Canada joined the small club of countries that have applied a feminist lens to some of their policies. For example, Sweden’s foreign policy has officially been feminist for the past three years. Now, Canada’s feminist foreign aid policy promises that ‘at least 80 per cent of Canada’s international assistance will target the advancement of gender equality and the empowerment of women and girls’ by 2021. The Overseas Development Institute’s Caroline Harper put the announcement into context, while critics asked important questions.

July to September

The middle of the year marked the beginning of the end for marry-your-rapist laws across North Africa and the Middle East. Morocco took steps in 2014, and now Tunisia, Lebanon and Jordan have followed and repealed or changed their laws. The gruesome practice has colonial roots and is still legal in many countries.

Sexual exploitation and abuse in UN peacekeeping missions continued to hit the headlines. Secretary-General Antonio Guterres made it a priority issue, establishing a high-level task force in his first week in office and releasing his Report on special measures for protection from sexual exploitation and abuse: a new approach. The report notes the important link between women’s participation in UN peacekeeping missions, and efforts to prevent and respond to sexual exploitation and abuse. This long assessment by Azad Essa exposes a lack of international will and explains why offenders have little to fear of prosecution. Similarly, Andrea Booth explores why sexual exploitation is still happening in the peacekeeping environment. Jeni Whalen’s report for the International Peace Institute recommends reforms for member states and the UN.

The Asia Foundation published The state of conflict and violence in Asia, which provides ‘a concise overview of the diversity and complexity of conflict and violence’ in 14 Asian countries.
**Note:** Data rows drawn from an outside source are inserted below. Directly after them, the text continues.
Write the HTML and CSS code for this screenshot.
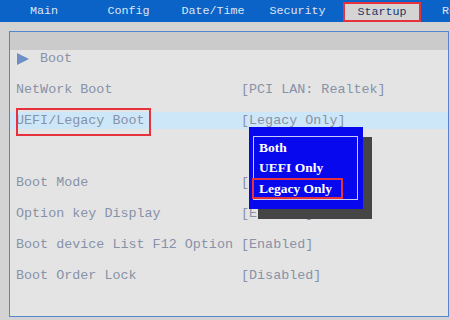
FILE: index.html
```html
<!doctype html>
<html>
<head>
<meta charset="utf-8">
<link rel="stylesheet" href="styles.css">
</head>
<body>
	<div class="tabs">
		<div class="tab">Main</div>
		<div class="tab">Config</div>
		<div class="tab">Date/Time</div>
		<div class="tab">Security</div>
		<div class="tab active">Startup</div>
		<div class="tab">Restart</div>
	</div>
	<div class="panel">
		<div class="panel-head"></div>
		<div class="panel-body">
			<div class="row title"><span class="arrow"></span>Boot</div>
			<div class="row"><span>NetWork Boot</span><span>[PCI LAN: Realtek]</span></div>
			<div class="row cur"><span class="mark">UEFI/Legacy Boot</span><span>[Legacy Only]</span></div>
			<div class="row"></div>
			<div class="row"><span>Boot Mode</span><span>[Quick]</span></div>
			<div class="row"><span>Option key Display</span><span>[Enabled]</span></div>
			<div class="row"><span>Boot device List F12 Option</span><span>[Enabled]</span></div>
			<div class="row"><span>Boot Order Lock</span><span>[Disabled]</span></div>

			<div class="popup">
				<div class="popup-inner">
					<div class="opt">Both</div>
					<div class="opt">UEFI Only</div>
					<div class="opt sel">Legacy Only</div>
				</div>
			</div>
		</div>
	</div>
</body>
</html>
```

FILE: styles.css
```css
*{
	margin:0;
	padding:0;
	box-sizing:border-box;
}
body{
	background:#d3d3d3;
	font-family:"Liberation Mono", monospace;
	width:450px;
	height:320px;
	overflow:hidden;
}
.tabs{
	display:flex;
	gap:6.5px;
	height:22px;
	padding-left:5px;
	background:#0b63c8;
	overflow:hidden;
}
.tab{
	flex:0 0 78px;
	text-align:center;
	line-height:22px;
	font-size:11.7px;
	color:#dde6f1;
}
.tab.active{
	margin-top:2px;
	height:20px;
	line-height:16px;
	background:#d4d4d4;
	color:#1d3869;
	border:2px solid #e5323c;
}
.panel{
	margin:9px 1px 0 9px;
	height:286px;
	border:1px solid #5486cf;
	background:#e4e4e4;
}
.panel-head{
	height:18px;
	background:#cbcbcb;
}
.panel-body{
	position:relative;
	display:flex;
	flex-direction:column;
	gap:14px;
}
.row{
	display:grid;
	grid-template-columns:225px 1fr;
	height:17px;
	line-height:17px;
	padding-left:6px;
	font-size:13.4px;
	color:#8792a8;
	white-space:nowrap;
}
.row.title{
	display:flex;
	align-items:center;
	padding-left:7px;
}
.arrow{
	width:0;
	height:0;
	border-top:6px solid transparent;
	border-bottom:6px solid transparent;
	border-left:12px solid #6e8ec6;
	margin-right:11px;
}
.row.cur{
	background:#cde7f8;
}
.mark{
	position:relative;
}
.mark::after{
	content:"";
	position:absolute;
	left:0;
	top:-4px;
	width:131px;
	height:24px;
	border:2px solid #e5323c;
}
.popup{
	position:absolute;
	left:239px;
	top:77px;
	width:114px;
	height:82px;
	padding:9px 5px 9px 4px;
	background:#0808ef;
	box-shadow:9px 10px 0 #454545;
}
.popup-inner{
	border:1px solid #c9cdf5;
	height:64px;
	padding-top:1px;
}
.opt{
	height:20px;
	line-height:20px;
	padding-left:5px;
	font-family:"Liberation Serif", serif;
	font-weight:bold;
	font-size:13.5px;
	color:#fff;
}
.opt.sel{
	width:91px;
	height:21px;
	line-height:17px;
	margin-left:-2px;
	padding-left:5px;
	border:2px solid #e5323c;
}
```
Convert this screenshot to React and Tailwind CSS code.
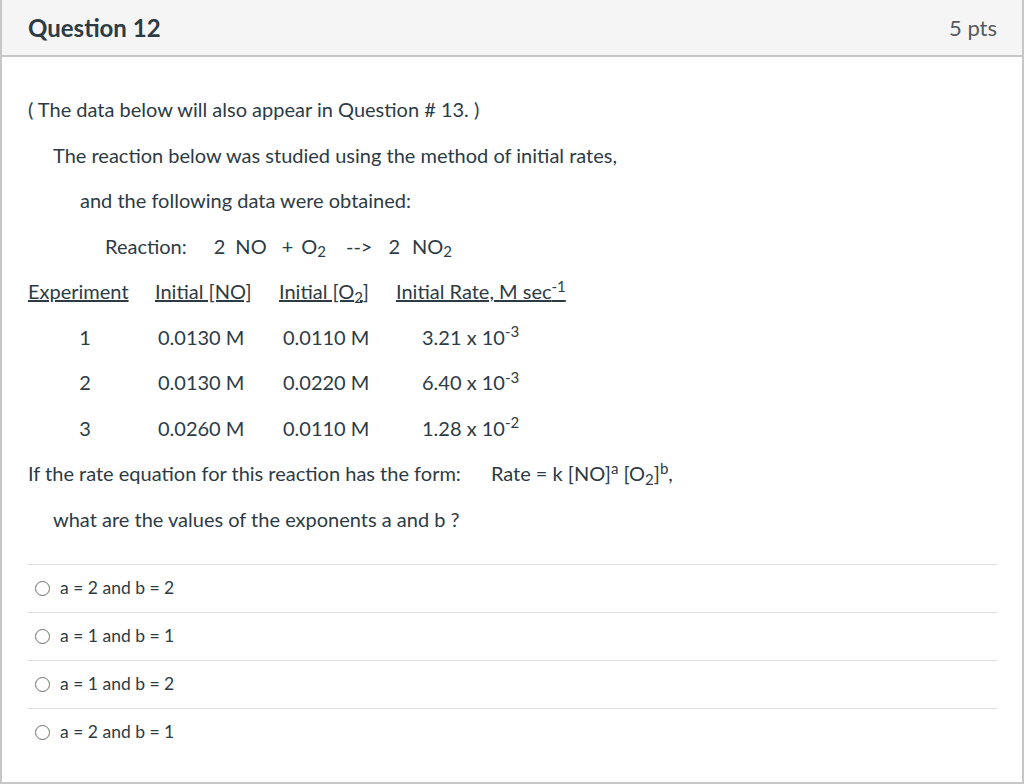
export default function App() {
  const rows = [
    ["1", "0.0130 M", "0.0110 M", "3.21 x 10", "-3"],
    ["2", "0.0130 M", "0.0220 M", "6.40 x 10", "-3"],
    ["3", "0.0260 M", "0.0110 M", "1.28 x 10", "-2"],
  ];
  const answers = ["a = 2 and b = 2", "a = 1 and b = 1", "a = 1 and b = 2", "a = 2 and b = 1"];
  const sub = "text-[15px]";
  return (
    <div className="w-[1024px] h-[784px] bg-white" style={{ fontFamily: "Lato, 'Noto Sans', sans-serif" }}>
      <div className="h-[784px] border-2 border-t-0 border-[#c7c7c7] flex flex-col">
        <div className="h-[57px] bg-[#f5f5f5] border-b-2 border-[#c7c7c7] flex items-center justify-between pl-[26px] pr-[25px]">
          <div className="text-[24px] font-bold text-[#2d3b45]">Question 12</div>
          <div className="text-[22px] text-[#555b60]">5 pts</div>
        </div>
        <div className="pl-[26px] pr-[25px] pt-[37px] text-[20px] leading-[30px] text-[#2d3b45]">
          <p className="mb-[15.5px]">( The data below will also appear in Question # 13. )</p>
          <p className="mb-[15.5px] pl-[25px]">The reaction below was studied using the method of initial rates,</p>
          <p className="mb-[15.5px] pl-[52px]">and the following data were obtained:</p>
          <p className="mb-[15.5px] pl-[77px] whitespace-nowrap">
            <span>Reaction:</span>
            <span className="ml-[27px]">2</span>
            <span className="ml-[10px]">NO</span>
            <span className="ml-[15px]">+</span>
            <span className="ml-[8px]">O<sub className={sub}>2</sub></span>
            <span className="ml-[20px]">--&gt;</span>
            <span className="ml-[16px]">2</span>
            <span className="ml-[12px]">NO<sub className={sub}>2</sub></span>
          </p>
          <div className="grid grid-cols-[127px_124px_117px_auto]">
            <div className="mb-[15.5px] underline">Experiment</div>
            <div className="mb-[15.5px] underline">Initial [NO]</div>
            <div className="mb-[15.5px] underline">Initial [O<sub className={sub}>2</sub>]</div>
            <div className="mb-[15.5px] underline">Initial Rate, M sec<sup className={sub}>-1</sup></div>
            {rows.map((r) => [
              <div key={r[0] + "a"} className="mb-[15.5px] w-[114px] text-center">{r[0]}</div>,
              <div key={r[0] + "b"} className="mb-[15.5px] pl-[3px]">{r[1]}</div>,
              <div key={r[0] + "c"} className="mb-[15.5px] pl-[4px]">{r[2]}</div>,
              <div key={r[0] + "d"} className="mb-[15.5px] pl-[26px]">{r[3]}<sup className={sub}>{r[4]}</sup></div>,
            ])}
          </div>
          <p className="mb-[15.5px] whitespace-nowrap">
            <span>If the rate equation for this reaction has the form:</span>
            <span className="ml-[30px]">Rate = k [NO]<sup className={sub}>a</sup> [O<sub className={sub}>2</sub>]<sup className={sub}>b</sup>,</span>
          </p>
          <p className="pl-[25px]">what are the values of the exponents a and b ?</p>
          <div className="mt-[30px]">
            {answers.map((a, i) => (
              <div key={i} className="h-[48px] flex items-center border-t border-[#dcdcdc]">
                <span className="ml-[7px] w-[15px] h-[15px] rounded-full border border-[#6c6c6c] bg-white"></span>
                <span className="ml-[10px] text-[17.5px] text-[#2d3b45]">{a}</span>
              </div>
            ))}
          </div>
        </div>
      </div>
    </div>
  );
}
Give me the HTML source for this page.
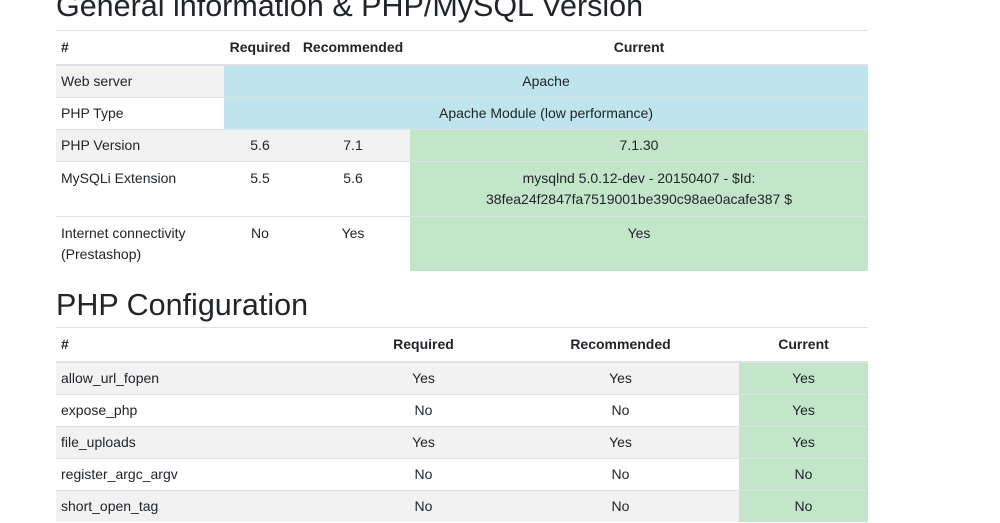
<!DOCTYPE html>
<html><head><style>
body{margin:0;width:1000px;height:523px;overflow:hidden;background:#fff;font-family:"Liberation Sans",sans-serif;color:#212529;font-size:14px;position:relative}
h2{position:absolute;left:56px;margin:0;font-weight:normal;font-size:30.5px;line-height:34px;}
table{position:absolute;left:56px;width:812px;border-collapse:collapse;table-layout:fixed}
td,th{padding:5px 5px;line-height:21px;border-top:1px solid #dee2e6;vertical-align:top}
th{font-weight:bold;text-align:center;padding:6px 5px;border-bottom:2px solid #dee2e6}
th:first-child{text-align:left}
td{text-align:center;height:21px}
td:first-child{text-align:left}
tr.s td{background:#f2f2f2}
tr td.i{background:#bee5eb}
tr td.g{background:#c3e6cb}
tr.t td{padding-top:6px;padding-bottom:6px}
</style></head><body>
<h2 style="top:-11px">General information &amp; PHP/MySQL Version</h2>
<table style="top:30px">
<colgroup><col style="width:168px"><col style="width:72px"><col style="width:114px"><col></colgroup>
<tr><th>#</th><th>Required</th><th>Recommended</th><th>Current</th></tr>
<tr class="s"><td>Web server</td><td colspan="3" class="i">Apache</td></tr>
<tr><td>PHP Type</td><td colspan="3" class="i">Apache Module (low performance)</td></tr>
<tr class="s"><td>PHP Version</td><td>5.6</td><td>7.1</td><td class="g">7.1.30</td></tr>
<tr class="t"><td>MySQLi Extension</td><td>5.5</td><td>5.6</td><td class="g">mysqlnd 5.0.12-dev - 20150407 - $Id:<br>38fea24f2847fa7519001be390c98ae0acafe387 $</td></tr>
<tr class="t"><td>Internet connectivity<br>(Prestashop)</td><td>No</td><td>Yes</td><td class="g">Yes</td></tr>
</table>
<h2 style="top:288px">PHP Configuration</h2>
<table style="top:327px">
<colgroup><col style="width:289px"><col style="width:157px"><col style="width:237px"><col></colgroup>
<tr><th>#</th><th>Required</th><th>Recommended</th><th>Current</th></tr>
<tr class="s"><td>allow_url_fopen</td><td>Yes</td><td>Yes</td><td class="g">Yes</td></tr>
<tr><td>expose_php</td><td>No</td><td>No</td><td class="g">Yes</td></tr>
<tr class="s"><td>file_uploads</td><td>Yes</td><td>Yes</td><td class="g">Yes</td></tr>
<tr><td>register_argc_argv</td><td>No</td><td>No</td><td class="g">No</td></tr>
<tr class="s"><td>short_open_tag</td><td>No</td><td>No</td><td class="g">No</td></tr>
</table>
</body></html>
A major focus is gender-based violence and it also deals with domestic violence, terrorism, sectarian violence, and the plight of many religious minorities, while examining emerging patterns.

October to December

Global events showed that the use of rape as a weapon of war isn’t a relic of the past.  Reporting by the Associated Press and Human Rights Watch provided further strong evidence that Rohingya women in Myanmar have been subject to a methodical campaign of rape by Myanmar’s security forces. Life for Rohingya women in refugee camps in Bangladesh can offer solace but also new challenges.

Monash Gender, Peace & Security published its final report on gender perspectives and women’s roles in preventing violent extremism. The project started with a pilot in Indonesia that explored connections between women’s participation and leadership and their perceptions of violent extremism. Co-author Jacqui True summarised the project’s early findings and highlighted the importance of drawing on local women’s knowledge when developing strategies for countering and preventing violent extremism.

In the US, the bipartisan Women, Peace, and Security Act of 2017 became law. The legislation aims to increase the participation of women in negotiation and mediation. Council on Foreign Relations senior fellows Rachel Vogelstein and Jamille Bigio identify the three main facts about the act, note how it will allow increasing involvement of women in international security efforts, and analyse how it can advance American security strategies.

The Global Women, Peace and Security Index was launched near the end of 2017. Anu Mundkur and Laura Shepherd recently questioned whether the research actually serves as a WPS index. Report authors Jeni Klugman and Marianne Dahl responded.

In Australia, the outcomes of nationwide roundtables on WPS were published. The WPS Coalition created space for women to discuss what peace and security means to them and how that should influence the next edition of the country’s national action plan due in mid-2019.